*MATERIAL SUPPLIED*
+---+

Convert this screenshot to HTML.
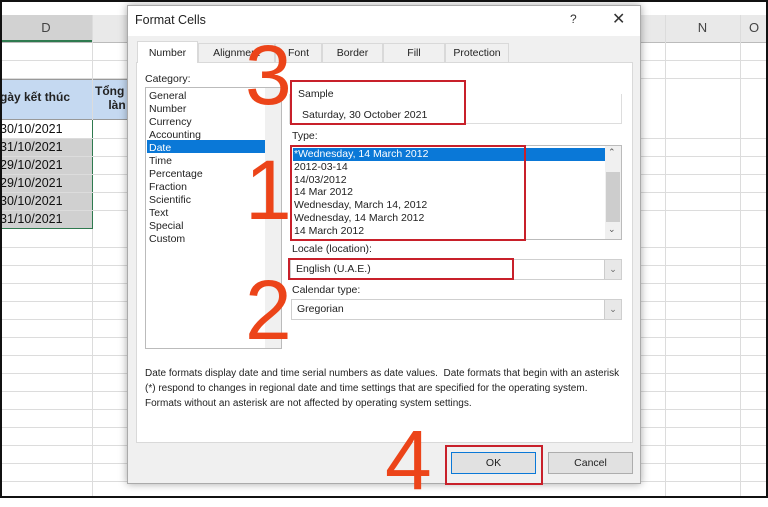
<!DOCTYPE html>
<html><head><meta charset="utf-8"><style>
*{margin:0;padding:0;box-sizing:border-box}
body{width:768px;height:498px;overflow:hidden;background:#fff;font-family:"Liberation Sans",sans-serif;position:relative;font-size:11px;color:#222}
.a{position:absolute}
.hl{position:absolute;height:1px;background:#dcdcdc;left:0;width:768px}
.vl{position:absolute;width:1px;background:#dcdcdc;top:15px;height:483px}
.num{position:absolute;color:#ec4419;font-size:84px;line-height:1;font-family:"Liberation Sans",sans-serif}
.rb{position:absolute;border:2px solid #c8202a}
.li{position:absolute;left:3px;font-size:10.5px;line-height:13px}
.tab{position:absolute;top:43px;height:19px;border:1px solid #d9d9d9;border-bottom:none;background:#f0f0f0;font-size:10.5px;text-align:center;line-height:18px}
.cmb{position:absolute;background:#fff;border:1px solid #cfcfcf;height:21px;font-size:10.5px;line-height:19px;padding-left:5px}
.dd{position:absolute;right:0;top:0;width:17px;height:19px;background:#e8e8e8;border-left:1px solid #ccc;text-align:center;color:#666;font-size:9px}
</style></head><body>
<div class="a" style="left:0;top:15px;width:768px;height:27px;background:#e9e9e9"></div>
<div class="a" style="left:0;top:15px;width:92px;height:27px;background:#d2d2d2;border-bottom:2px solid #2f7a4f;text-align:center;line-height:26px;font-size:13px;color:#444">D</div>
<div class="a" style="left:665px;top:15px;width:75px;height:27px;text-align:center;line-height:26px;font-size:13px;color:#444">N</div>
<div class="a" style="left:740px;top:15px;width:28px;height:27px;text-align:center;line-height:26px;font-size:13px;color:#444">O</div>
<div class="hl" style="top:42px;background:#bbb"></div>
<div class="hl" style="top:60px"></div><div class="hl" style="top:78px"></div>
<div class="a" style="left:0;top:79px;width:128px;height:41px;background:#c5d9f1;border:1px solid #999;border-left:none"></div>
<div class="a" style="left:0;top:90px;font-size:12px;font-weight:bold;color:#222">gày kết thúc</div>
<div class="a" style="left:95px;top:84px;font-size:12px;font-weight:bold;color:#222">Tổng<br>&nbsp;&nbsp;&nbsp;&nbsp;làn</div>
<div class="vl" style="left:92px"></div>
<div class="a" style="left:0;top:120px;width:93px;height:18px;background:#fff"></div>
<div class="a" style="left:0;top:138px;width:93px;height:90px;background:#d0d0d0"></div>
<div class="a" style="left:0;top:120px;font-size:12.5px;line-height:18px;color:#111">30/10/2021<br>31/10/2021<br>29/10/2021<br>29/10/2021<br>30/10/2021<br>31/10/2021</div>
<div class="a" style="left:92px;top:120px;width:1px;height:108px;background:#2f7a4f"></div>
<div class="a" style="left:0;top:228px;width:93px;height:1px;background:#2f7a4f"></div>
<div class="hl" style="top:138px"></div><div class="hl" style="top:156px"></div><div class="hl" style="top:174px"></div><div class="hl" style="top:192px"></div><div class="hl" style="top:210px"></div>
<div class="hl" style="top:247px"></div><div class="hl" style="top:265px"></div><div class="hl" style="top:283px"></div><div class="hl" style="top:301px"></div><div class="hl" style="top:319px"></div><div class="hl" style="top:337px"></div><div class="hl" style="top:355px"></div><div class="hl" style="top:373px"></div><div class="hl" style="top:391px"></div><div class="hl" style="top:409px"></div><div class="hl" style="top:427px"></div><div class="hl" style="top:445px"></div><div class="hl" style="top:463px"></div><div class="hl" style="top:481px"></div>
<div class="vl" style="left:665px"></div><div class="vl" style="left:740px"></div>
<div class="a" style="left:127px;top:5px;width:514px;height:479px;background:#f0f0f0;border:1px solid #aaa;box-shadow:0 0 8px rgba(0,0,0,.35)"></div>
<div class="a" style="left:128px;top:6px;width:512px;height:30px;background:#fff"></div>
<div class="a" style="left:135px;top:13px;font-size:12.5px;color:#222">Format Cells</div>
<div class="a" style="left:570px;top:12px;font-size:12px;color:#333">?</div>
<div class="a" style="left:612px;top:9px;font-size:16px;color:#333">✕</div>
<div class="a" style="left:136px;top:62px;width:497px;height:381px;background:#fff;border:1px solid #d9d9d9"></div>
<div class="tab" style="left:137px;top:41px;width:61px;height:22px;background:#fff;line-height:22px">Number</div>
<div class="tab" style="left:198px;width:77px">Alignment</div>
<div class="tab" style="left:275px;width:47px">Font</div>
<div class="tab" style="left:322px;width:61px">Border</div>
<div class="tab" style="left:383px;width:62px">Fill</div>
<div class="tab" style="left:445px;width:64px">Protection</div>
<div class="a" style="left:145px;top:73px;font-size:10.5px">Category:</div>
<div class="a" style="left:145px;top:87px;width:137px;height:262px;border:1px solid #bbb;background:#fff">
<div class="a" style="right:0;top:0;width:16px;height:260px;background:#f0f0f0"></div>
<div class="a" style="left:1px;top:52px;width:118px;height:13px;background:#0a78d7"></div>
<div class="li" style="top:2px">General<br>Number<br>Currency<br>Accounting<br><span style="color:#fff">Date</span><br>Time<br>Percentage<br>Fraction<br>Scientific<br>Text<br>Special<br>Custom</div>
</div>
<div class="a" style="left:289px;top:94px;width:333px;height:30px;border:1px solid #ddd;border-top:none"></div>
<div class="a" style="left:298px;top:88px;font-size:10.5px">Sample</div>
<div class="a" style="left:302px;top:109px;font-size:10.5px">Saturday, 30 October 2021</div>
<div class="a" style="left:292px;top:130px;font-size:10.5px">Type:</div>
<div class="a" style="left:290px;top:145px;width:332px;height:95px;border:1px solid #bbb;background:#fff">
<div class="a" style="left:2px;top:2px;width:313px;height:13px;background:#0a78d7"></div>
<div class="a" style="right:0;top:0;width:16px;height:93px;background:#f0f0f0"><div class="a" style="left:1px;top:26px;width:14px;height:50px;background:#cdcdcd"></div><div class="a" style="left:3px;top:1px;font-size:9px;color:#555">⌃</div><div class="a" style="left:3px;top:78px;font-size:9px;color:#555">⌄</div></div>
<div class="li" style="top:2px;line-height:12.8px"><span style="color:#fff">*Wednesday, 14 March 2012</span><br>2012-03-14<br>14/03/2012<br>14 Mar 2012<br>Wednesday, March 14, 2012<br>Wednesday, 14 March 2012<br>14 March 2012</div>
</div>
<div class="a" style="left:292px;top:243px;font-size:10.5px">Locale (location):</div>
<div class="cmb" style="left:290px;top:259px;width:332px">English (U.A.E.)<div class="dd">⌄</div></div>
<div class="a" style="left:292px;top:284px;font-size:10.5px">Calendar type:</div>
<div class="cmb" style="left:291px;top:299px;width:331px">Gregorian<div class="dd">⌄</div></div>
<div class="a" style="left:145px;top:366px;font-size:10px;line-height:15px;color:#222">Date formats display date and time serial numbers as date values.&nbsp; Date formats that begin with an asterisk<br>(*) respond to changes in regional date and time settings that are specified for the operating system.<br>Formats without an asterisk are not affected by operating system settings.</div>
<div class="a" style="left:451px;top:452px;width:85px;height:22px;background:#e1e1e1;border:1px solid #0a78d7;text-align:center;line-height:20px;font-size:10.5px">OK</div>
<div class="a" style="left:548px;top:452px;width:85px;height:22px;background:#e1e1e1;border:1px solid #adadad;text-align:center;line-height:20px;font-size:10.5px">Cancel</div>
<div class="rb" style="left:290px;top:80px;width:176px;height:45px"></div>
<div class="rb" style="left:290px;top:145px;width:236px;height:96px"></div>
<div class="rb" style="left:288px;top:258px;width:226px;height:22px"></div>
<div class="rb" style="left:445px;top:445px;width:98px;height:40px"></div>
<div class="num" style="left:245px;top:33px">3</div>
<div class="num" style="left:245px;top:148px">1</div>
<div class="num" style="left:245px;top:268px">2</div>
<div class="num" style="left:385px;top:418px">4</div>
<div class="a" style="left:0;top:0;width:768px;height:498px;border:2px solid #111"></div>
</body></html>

+---+

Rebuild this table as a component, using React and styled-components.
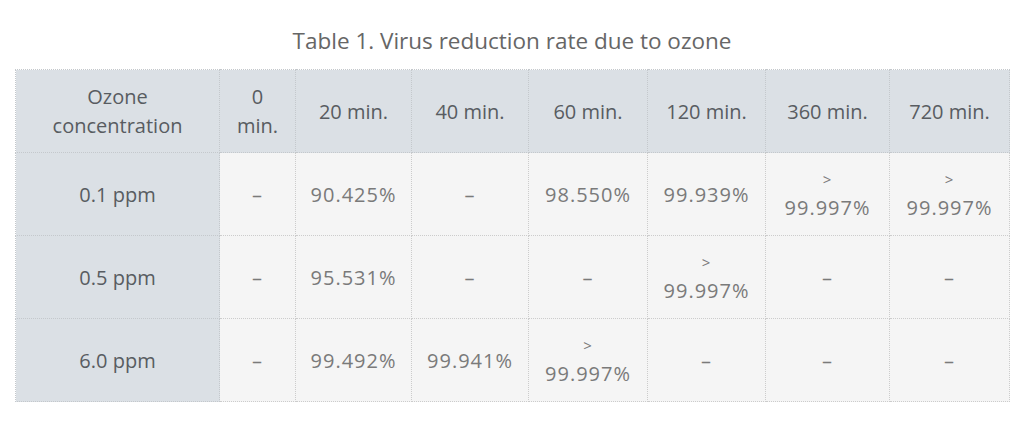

+---+

*SET TASK*
Each line that has the word "this" should be copied.

*ANSWER IN FULL*
Convert this screenshot to HTML.
Rebuild this table as a component, using React and styled-components.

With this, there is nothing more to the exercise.